Including Nedoroscik on the United States’ five-person men’s gymnastics team was initially criticized because he’s an event specialist, so if one person gets hurt during the competition, he can’t fill in the gaps and the team is in an “impossible situation,” he said.
“I had to deal with a lot of very negative comments. I mean, pretty much the entire gymnastics community was like, ‘we can’t have Stephen on the team.’ But for me, like, I kind of like the negative energy, I’m gonna be real. I was like, ‘I’m gonna prove them all wrong,’” Nedoroscik said. And that he did.

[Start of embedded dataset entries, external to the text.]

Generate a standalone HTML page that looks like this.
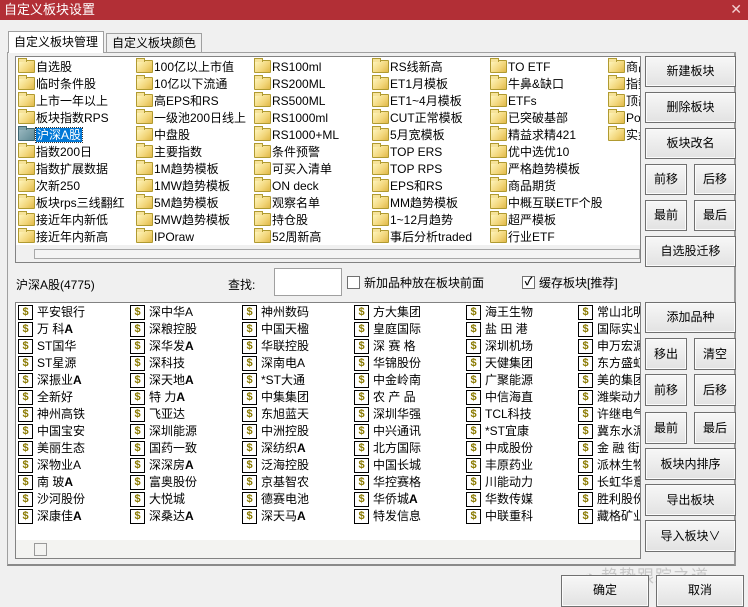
<!DOCTYPE html>
<html><head><meta charset="utf-8"><style>
*{margin:0;padding:0;box-sizing:border-box}
body{width:748px;height:604px;background:#f0f0f0;font-family:"Liberation Sans","Noto Sans CJK SC",sans-serif;font-size:12px;color:#000;position:relative;overflow:hidden}
.a{position:absolute}
.title{left:0;top:0;width:748px;height:20px;background:#b22f36;color:#fff;font-size:13px;line-height:19px;padding-left:4px}
.x{right:6px;top:1px;color:#f3d0d2;font-size:14px}
.tab{border:1px solid #a0a0a0;border-bottom:none;background:#f0f0f0;line-height:18px;padding:0 5px;font-size:12px}
.panel{left:7px;top:52px;width:729px;height:514px;border:1px solid #a0a0a0;border-right:2px solid #9a9a9a;border-bottom:2px solid #8a8a8a}
.list{background:#fff;border:1px solid #828282;overflow:hidden}
.it{position:absolute;height:17px;line-height:17px;white-space:nowrap}
.f{display:inline-block;width:17px;height:13px;vertical-align:-2px;margin-right:1px;border:1px solid #b09a30;border-radius:1px;background:linear-gradient(135deg,#fff6c0,#f2d67a 60%,#e0b848);position:relative}
.f:before{content:"";position:absolute;left:-1px;top:-3px;width:7px;height:3px;border:1px solid #b09a30;border-bottom:none;background:#f6e39a}
.fs{background:linear-gradient(135deg,#9ab8c0,#5f8a94);border-color:#3f6670}
.fs:before{background:#7ea2aa;border-color:#3f6670}
.sel{background:#0078d7;color:#fff;outline:1px dotted #333;padding:0 1px}
.col>div{height:17px;line-height:17px;position:relative;padding-left:19px}
.d{position:absolute;left:0;top:1px;width:15px;height:15px;border:1px solid #000;color:#8a7a00;font-weight:bold;font-size:11px;line-height:13px;text-align:center;font-style:normal;font-family:"Liberation Sans",sans-serif}
.btn{position:absolute;border:1px solid #707070;background:linear-gradient(#f7f7f7,#e2e2e2);text-align:center;font-size:12px;box-shadow:inset 0 0 0 1px #fbfbfb}
.cb{position:absolute;width:13px;height:13px;border:1px solid #707070;background:#fff}
</style></head><body>
<div class="a title">自定义板块设置</div>
<div class="a x">✕</div>
<div class="a tab" style="left:8px;top:31px;height:22px;line-height:21px;background:#fff;z-index:2">自定义板块管理</div>
<div class="a tab" style="left:106px;top:33px;height:19px;">自定义板块颜色</div>
<div class="a panel"></div>

<div class="a list" style="left:15px;top:56px;width:626px;height:207px">
<div style="position:relative;width:624px;height:205px;overflow:hidden">
<div class="a" style="left:0;top:188px;width:624px;height:18px;background:#f0f0f0"></div>
<div class="a" style="left:18px;top:192px;width:606px;height:10px;border:1px solid #a8a8a8;background:#f4f4f4"></div>
<div class="it" style="left:2px;top:2px"><i class="f"></i>自选股</div>
<div class="it" style="left:2px;top:19px"><i class="f"></i>临时条件股</div>
<div class="it" style="left:2px;top:36px"><i class="f"></i>上市一年以上</div>
<div class="it" style="left:2px;top:53px"><i class="f"></i>板块指数RPS</div>
<div class="it" style="left:2px;top:70px"><i class="f fs"></i><span class="sel">沪深A股</span></div>
<div class="it" style="left:2px;top:87px"><i class="f"></i>指数200日</div>
<div class="it" style="left:2px;top:104px"><i class="f"></i>指数扩展数据</div>
<div class="it" style="left:2px;top:121px"><i class="f"></i>次新250</div>
<div class="it" style="left:2px;top:138px"><i class="f"></i>板块rps三线翻红</div>
<div class="it" style="left:2px;top:155px"><i class="f"></i>接近年内新低</div>
<div class="it" style="left:2px;top:172px"><i class="f"></i>接近年内新高</div>

<div class="it" style="left:120px;top:2px"><i class="f"></i>100亿以上市值</div>
<div class="it" style="left:120px;top:19px"><i class="f"></i>10亿以下流通</div>
<div class="it" style="left:120px;top:36px"><i class="f"></i>高EPS和RS</div>
<div class="it" style="left:120px;top:53px"><i class="f"></i>一级池200日线上</div>
<div class="it" style="left:120px;top:70px"><i class="f"></i>中盘股</div>
<div class="it" style="left:120px;top:87px"><i class="f"></i>主要指数</div>
<div class="it" style="left:120px;top:104px"><i class="f"></i>1M趋势模板</div>
<div class="it" style="left:120px;top:121px"><i class="f"></i>1MW趋势模板</div>
<div class="it" style="left:120px;top:138px"><i class="f"></i>5M趋势模板</div>
<div class="it" style="left:120px;top:155px"><i class="f"></i>5MW趋势模板</div>
<div class="it" style="left:120px;top:172px"><i class="f"></i>IPOraw</div>

<div class="it" style="left:238px;top:2px"><i class="f"></i>RS100ml</div>
<div class="it" style="left:238px;top:19px"><i class="f"></i>RS200ML</div>
<div class="it" style="left:238px;top:36px"><i class="f"></i>RS500ML</div>
<div class="it" style="left:238px;top:53px"><i class="f"></i>RS1000ml</div>
<div class="it" style="left:238px;top:70px"><i class="f"></i>RS1000+ML</div>
<div class="it" style="left:238px;top:87px"><i class="f"></i>条件预警</div>
<div class="it" style="left:238px;top:104px"><i class="f"></i>可买入清单</div>
<div class="it" style="left:238px;top:121px"><i class="f"></i>ON deck</div>
<div class="it" style="left:238px;top:138px"><i class="f"></i>观察名单</div>
<div class="it" style="left:238px;top:155px"><i class="f"></i>持仓股</div>
<div class="it" style="left:238px;top:172px"><i class="f"></i>52周新高</div>

<div class="it" style="left:356px;top:2px"><i class="f"></i>RS线新高</div>
<div class="it" style="left:356px;top:19px"><i class="f"></i>ET1月模板</div>
<div class="it" style="left:356px;top:36px"><i class="f"></i>ET1~4月模板</div>
<div class="it" style="left:356px;top:53px"><i class="f"></i>CUT正常模板</div>
<div class="it" style="left:356px;top:70px"><i class="f"></i>5月宽模板</div>
<div class="it" style="left:356px;top:87px"><i class="f"></i>TOP ERS</div>
<div class="it" style="left:356px;top:104px"><i class="f"></i>TOP RPS</div>
<div class="it" style="left:356px;top:121px"><i class="f"></i>EPS和RS</div>
<div class="it" style="left:356px;top:138px"><i class="f"></i>MM趋势模板</div>
<div class="it" style="left:356px;top:155px"><i class="f"></i>1~12月趋势</div>
<div class="it" style="left:356px;top:172px"><i class="f"></i>事后分析traded</div>

<div class="it" style="left:474px;top:2px"><i class="f"></i>TO ETF</div>
<div class="it" style="left:474px;top:19px"><i class="f"></i>牛鼻&amp;缺口</div>
<div class="it" style="left:474px;top:36px"><i class="f"></i>ETFs</div>
<div class="it" style="left:474px;top:53px"><i class="f"></i>已突破基部</div>
<div class="it" style="left:474px;top:70px"><i class="f"></i>精益求精421</div>
<div class="it" style="left:474px;top:87px"><i class="f"></i>优中选优10</div>
<div class="it" style="left:474px;top:104px"><i class="f"></i>严格趋势模板</div>
<div class="it" style="left:474px;top:121px"><i class="f"></i>商品期货</div>
<div class="it" style="left:474px;top:138px"><i class="f"></i>中概互联ETF个股</div>
<div class="it" style="left:474px;top:155px"><i class="f"></i>超严模板</div>
<div class="it" style="left:474px;top:172px"><i class="f"></i>行业ETF</div>

<div class="it" style="left:592px;top:2px"><i class="f"></i>商品</div>
<div class="it" style="left:592px;top:19px"><i class="f"></i>指数</div>
<div class="it" style="left:592px;top:36px"><i class="f"></i>顶部</div>
<div class="it" style="left:592px;top:53px"><i class="f"></i>Pos</div>
<div class="it" style="left:592px;top:70px"><i class="f"></i>实盘</div>
</div></div>

<div class="a" style="left:16px;top:276px">沪深A股(4775)</div>
<div class="a" style="left:228px;top:276px">查找:</div>
<div class="a" style="left:274px;top:268px;width:68px;height:28px;background:#fff;border:1px solid #a0a0a0"></div>
<div class="cb" style="left:347px;top:276px"></div>
<div class="a" style="left:364px;top:274px">新加品种放在板块前面</div>
<div class="cb" style="left:522px;top:276px;font-size:11px;line-height:11px;text-align:center;font-weight:bold">✓</div>
<div class="a" style="left:539px;top:274px">缓存板块[推荐]</div>

<div class="a list" style="left:15px;top:302px;width:626px;height:257px">
<div style="position:relative;width:624px;height:255px;overflow:hidden">
<div class="a" style="left:0;top:237px;width:624px;height:18px;background:#f3f3f1"></div>
<div class="cb" style="left:18px;top:240px;background:transparent;border-color:#999"></div>
<div class="a" style="left:2px;top:1px;white-space:nowrap">
<div class="a col" style="left:0"><div><i class="d">$</i>平安银行</div><div><i class="d">$</i>万 科<b>A</b></div><div><i class="d">$</i>ST国华</div><div><i class="d">$</i>ST星源</div><div><i class="d">$</i>深振业<b>A</b></div><div><i class="d">$</i>全新好</div><div><i class="d">$</i>神州高铁</div><div><i class="d">$</i>中国宝安</div><div><i class="d">$</i>美丽生态</div><div><i class="d">$</i>深物业A</div><div><i class="d">$</i>南 玻<b>A</b></div><div><i class="d">$</i>沙河股份</div><div><i class="d">$</i>深康佳<b>A</b></div></div>
<div class="a col" style="left:112px"><div><i class="d">$</i>深中华A</div><div><i class="d">$</i>深粮控股</div><div><i class="d">$</i>深华发<b>A</b></div><div><i class="d">$</i>深科技</div><div><i class="d">$</i>深天地<b>A</b></div><div><i class="d">$</i>特 力<b>A</b></div><div><i class="d">$</i>飞亚达</div><div><i class="d">$</i>深圳能源</div><div><i class="d">$</i>国药一致</div><div><i class="d">$</i>深深房<b>A</b></div><div><i class="d">$</i>富奥股份</div><div><i class="d">$</i>大悦城</div><div><i class="d">$</i>深桑达<b>A</b></div></div>
<div class="a col" style="left:224px"><div><i class="d">$</i>神州数码</div><div><i class="d">$</i>中国天楹</div><div><i class="d">$</i>华联控股</div><div><i class="d">$</i>深南电A</div><div><i class="d">$</i>*ST大通</div><div><i class="d">$</i>中集集团</div><div><i class="d">$</i>东旭蓝天</div><div><i class="d">$</i>中洲控股</div><div><i class="d">$</i>深纺织<b>A</b></div><div><i class="d">$</i>泛海控股</div><div><i class="d">$</i>京基智农</div><div><i class="d">$</i>德赛电池</div><div><i class="d">$</i>深天马<b>A</b></div></div>
<div class="a col" style="left:336px"><div><i class="d">$</i>方大集团</div><div><i class="d">$</i>皇庭国际</div><div><i class="d">$</i>深 赛 格</div><div><i class="d">$</i>华锦股份</div><div><i class="d">$</i>中金岭南</div><div><i class="d">$</i>农 产 品</div><div><i class="d">$</i>深圳华强</div><div><i class="d">$</i>中兴通讯</div><div><i class="d">$</i>北方国际</div><div><i class="d">$</i>中国长城</div><div><i class="d">$</i>华控赛格</div><div><i class="d">$</i>华侨城<b>A</b></div><div><i class="d">$</i>特发信息</div></div>
<div class="a col" style="left:448px"><div><i class="d">$</i>海王生物</div><div><i class="d">$</i>盐 田 港</div><div><i class="d">$</i>深圳机场</div><div><i class="d">$</i>天健集团</div><div><i class="d">$</i>广聚能源</div><div><i class="d">$</i>中信海直</div><div><i class="d">$</i>TCL科技</div><div><i class="d">$</i>*ST宜康</div><div><i class="d">$</i>中成股份</div><div><i class="d">$</i>丰原药业</div><div><i class="d">$</i>川能动力</div><div><i class="d">$</i>华数传媒</div><div><i class="d">$</i>中联重科</div></div>
<div class="a col" style="left:560px"><div><i class="d">$</i>常山北明</div><div><i class="d">$</i>国际实业</div><div><i class="d">$</i>申万宏源</div><div><i class="d">$</i>东方盛虹</div><div><i class="d">$</i>美的集团</div><div><i class="d">$</i>潍柴动力</div><div><i class="d">$</i>许继电气</div><div><i class="d">$</i>冀东水泥</div><div><i class="d">$</i>金 融 街</div><div><i class="d">$</i>派林生物</div><div><i class="d">$</i>长虹华意</div><div><i class="d">$</i>胜利股份</div><div><i class="d">$</i>藏格矿业</div></div>
</div>
</div></div>

<div class="btn" style="left:645px;top:56px;width:91px;height:31px;line-height:29px">新建板块</div>
<div class="btn" style="left:645px;top:92px;width:91px;height:31px;line-height:29px">删除板块</div>
<div class="btn" style="left:645px;top:128px;width:91px;height:31px;line-height:29px">板块改名</div>
<div class="btn" style="left:645px;top:164px;width:42px;height:31px;line-height:29px">前移</div>
<div class="btn" style="left:694px;top:164px;width:42px;height:31px;line-height:29px">后移</div>
<div class="btn" style="left:645px;top:200px;width:42px;height:31px;line-height:29px">最前</div>
<div class="btn" style="left:694px;top:200px;width:42px;height:31px;line-height:29px">最后</div>
<div class="btn" style="left:645px;top:236px;width:91px;height:31px;line-height:29px">自选股迁移</div>
<div class="btn" style="left:645px;top:302px;width:91px;height:31px;line-height:29px">添加品种</div>
<div class="btn" style="left:645px;top:338px;width:42px;height:32px;line-height:30px">移出</div>
<div class="btn" style="left:694px;top:338px;width:42px;height:32px;line-height:30px">清空</div>
<div class="btn" style="left:645px;top:374px;width:42px;height:32px;line-height:30px">前移</div>
<div class="btn" style="left:694px;top:374px;width:42px;height:32px;line-height:30px">后移</div>
<div class="btn" style="left:645px;top:412px;width:42px;height:32px;line-height:30px">最前</div>
<div class="btn" style="left:694px;top:412px;width:42px;height:32px;line-height:30px">最后</div>
<div class="btn" style="left:645px;top:448px;width:91px;height:32px;line-height:30px">板块内排序</div>
<div class="btn" style="left:645px;top:484px;width:91px;height:32px;line-height:30px">导出板块</div>
<div class="btn" style="left:645px;top:520px;width:91px;height:32px;line-height:30px">导入板块∨</div>

<div class="a" style="left:584px;top:562px;color:#c8c8c8;font-size:17px;letter-spacing:1px">◔ 趋势跟踪之道</div>
<div class="btn" style="left:561px;top:575px;width:88px;height:32px;line-height:28px">确定</div>
<div class="btn" style="left:656px;top:575px;width:88px;height:32px;line-height:28px">取消</div>
</body></html>
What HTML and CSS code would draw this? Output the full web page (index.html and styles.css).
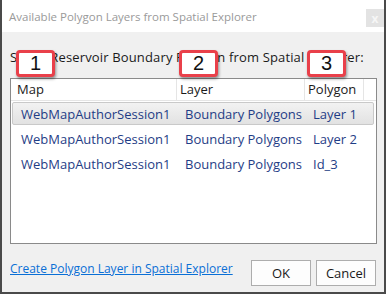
FILE: index.html
```html
<!DOCTYPE html>
<html lang="en">
<head>
    <meta charset="UTF-8">
    <title>Available Polygon Layers from Spatial Explorer</title>
    <link rel="stylesheet" href="styles.css">
</head>
<body>
    <div class="window">
        <div class="titlebar">
            <span class="title">Available Polygon Layers from Spatial Explorer</span>
            <span class="close">x</span>
        </div>
        <div class="content">
            <div class="prompt">Select Reservoir Boundary Polygon from Spatial Explorer:</div>
            <div class="listview">
                <div class="row header">
                    <div class="cell">Map</div>
                    <div class="cell">Layer</div>
                    <div class="cell">Polygon</div>
                    <div class="cell"></div>
                </div>
                <div class="rows">
                    <div class="row item selected">
                        <div class="cell">WebMapAuthorSession1</div>
                        <div class="cell">Boundary Polygons</div>
                        <div class="cell">Layer 1</div>
                    </div>
                    <div class="row item">
                        <div class="cell">WebMapAuthorSession1</div>
                        <div class="cell">Boundary Polygons</div>
                        <div class="cell">Layer 2</div>
                    </div>
                    <div class="row item">
                        <div class="cell">WebMapAuthorSession1</div>
                        <div class="cell">Boundary Polygons</div>
                        <div class="cell">Id_3</div>
                    </div>
                </div>
            </div>
            <div class="footer">
                <a class="link" href="#">Create Polygon Layer in Spatial Explorer</a>
                <div class="buttons">
                    <button>OK</button>
                    <button>Cancel</button>
                </div>
            </div>
            <span class="badge b1">1</span>
            <span class="badge b2">2</span>
            <span class="badge b3">3</span>
        </div>
    </div>
</body>
</html>
```

FILE: styles.css
```css
body {
    margin: 0;
    font-family: 'Open Sans', 'Noto Sans', sans-serif;
    font-size: 13px;
}
.window {
    width: 382px;
    height: 292px;
    border: 2px solid #4a4a4a;
    border-top: none;
    background: #f0f0f0;
    display: flex;
    flex-direction: column;
}
.titlebar {
    height: 32px;
    background: white;
    display: flex;
    align-items: center;
    padding-left: 7px;
}
.title {
    color: #9a9a9a;
    font-size: 11.5px;
}
.close {
    margin-left: auto;
    width: 18px;
    height: 18px;
    margin-top: 4px;
    background: #e3e3e3;
    color: #f6f6f6;
    font-size: 12px;
    font-weight: bold;
    display: flex;
    align-items: center;
    justify-content: center;
}
.content {
    position: relative;
    flex: 1;
    padding: 0 8px;
    display: flex;
    flex-direction: column;
}
.prompt {
    margin-top: 16px;
    color: #1a1a1a;
    line-height: 18px;
    letter-spacing: 0.15px;
}
.listview {
    margin-top: 12px;
    height: 164px;
    border: 1px solid #8a8a8a;
    background: white;
    width: 365px;
}
.row {
    display: grid;
    grid-template-columns: 166px 128px 59px 1fr;
    align-items: center;
}
.header {
    height: 21px;
    border-bottom: 1px solid #e5e5e5;
    color: #1a1a1a;
}
.header .cell {
    border-right: 1px solid #e5e5e5;
    height: 21px;
    line-height: 21px;
    padding-left: 3px;
}
.header .cell:first-child {
    padding-left: 6px;
}
.header .cell:last-child {
    border-right: none;
}
.rows {
    padding: 1px 2px 0 1px;
}
.item {
    height: 21px;
    margin-bottom: 2px;
    color: #1f3d86;
    border: 1px solid transparent;
    border-radius: 2px;
    grid-template-columns: 165px 128px 1fr;
}
.item .cell {
    padding-left: 7px;
    white-space: nowrap;
}
.item .cell:first-child {
    padding-left: 8px;
}
.selected {
    background: linear-gradient(#f2f2f2, #e2e2e2);
    border-color: #c9c9c9;
}
.footer {
    margin-top: 11px;
    display: flex;
    align-items: flex-start;
}
.link {
    color: #0a6fd6;
    text-decoration: underline;
    font-size: 12px;
    line-height: 16px;
    white-space: nowrap;
    margin-top: 6px;
}
.buttons {
    margin-left: auto;
    display: flex;
    gap: 5px;
    margin-top: 5px;
}
button {
    width: 60px;
    height: 26px;
    background: #fdfdfd;
    border: 1px solid #adadad;
    font-family: 'Open Sans', 'Noto Sans', sans-serif;
    font-size: 13px;
    color: #1a1a1a;
    padding: 0;
}
.badge {
    position: absolute;
    top: 18px;
    width: 33px;
    height: 21px;
    background: white;
    border: 3px solid #e9404a;
    border-radius: 4px;
    box-shadow: 1px 2px 3px rgba(0, 0, 0, 0.4);
    font-family: 'Liberation Sans', sans-serif;
    font-size: 20px;
    line-height: 21px;
    text-align: center;
    color: #111;
}
.b1 { left: 14px; }
.b2 { left: 177px; }
.b3 { left: 305px; }
```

Nedoroscik was in Happy Valley with the Dancing With The Stars Live tour, which had a tour stop scheduled at the Bryce Jordan Center Thursday evening. Being on the 33rd season of “Dancing With The Stars” and placing fourth with dance partner Rylee Arnold is just one of the many opportunities that Nedoroscik has had since his quick rise to fame during the Paris Olympics.
After the U.S. men’s gymnastics team won the bronze medal, he was the only gymnast to be drug tested, he said, so he was late getting a celebratory dinner. After getting tested, he ran to dinner with his girlfriend and family. He recalled his girlfriend, Tess, asking, “have you looked at your phone yet?”
“I open it up and I’m trending on Twitter. It was unbelievable, unbelievable,” he said. “In that moment, I was like, ‘What is life? What is happening?’ I just got an Olympic medal, and suddenly all these followers, messages, positivity, and it was so black and white compared to what I had when I first made that Olympic team.”
Everything happened quickly from there. In fact, “Dancing With The Stars” reached out to him that week and asked him if he wanted to be on the show. They reached out on a Thursday, he said, and they wanted a decision by Friday.
“It was really just a crazy time of my life, and that Friday, I accepted the ‘Dancing With The Stars’ thing, which, first of all, no regrets. That was the best decision ever. But I had to turn all of it off. I said, ‘this is so distracting.’ I turned it all off and said, ‘I’m not looking back for the next couple of days,’ because I had that event final,” he said. “And I ended up at that event final, did a really good job in it. ... But I end up doing a amazing routine, probably my best routine of the quad, honestly, it was seriously, in my opinion, flawless. And I end up getting bronze medal for that performance as well, which is unbelievable. Two bronzes. What?”
But before all of that, he was a Penn Stater who studied electrical engineering, competed in gymnastics from 2017-2020 and won two national titles. The Massachusetts native went on a few unofficial visits to different colleges but immediately fell in love with Penn State’s campus because it made him feel “really warm and welcomed.” When he was making his decision, he asked his club coach which college would make him “the best pommel horse guy,” and his coach told him Penn State.
As Nedoroscik’s former coach, Jepson said that what people see from him on television and other platforms is genuinely how he has always been.
“Every day that I’ve worked with Stephen, every day that I’ve known him, what the public has now seen, is what I’ve seen. He’s a genuine guy. He’s who he is. He’s not some facade, he’s humble, he’s very successful, but he is one of a kind,” Jepson said.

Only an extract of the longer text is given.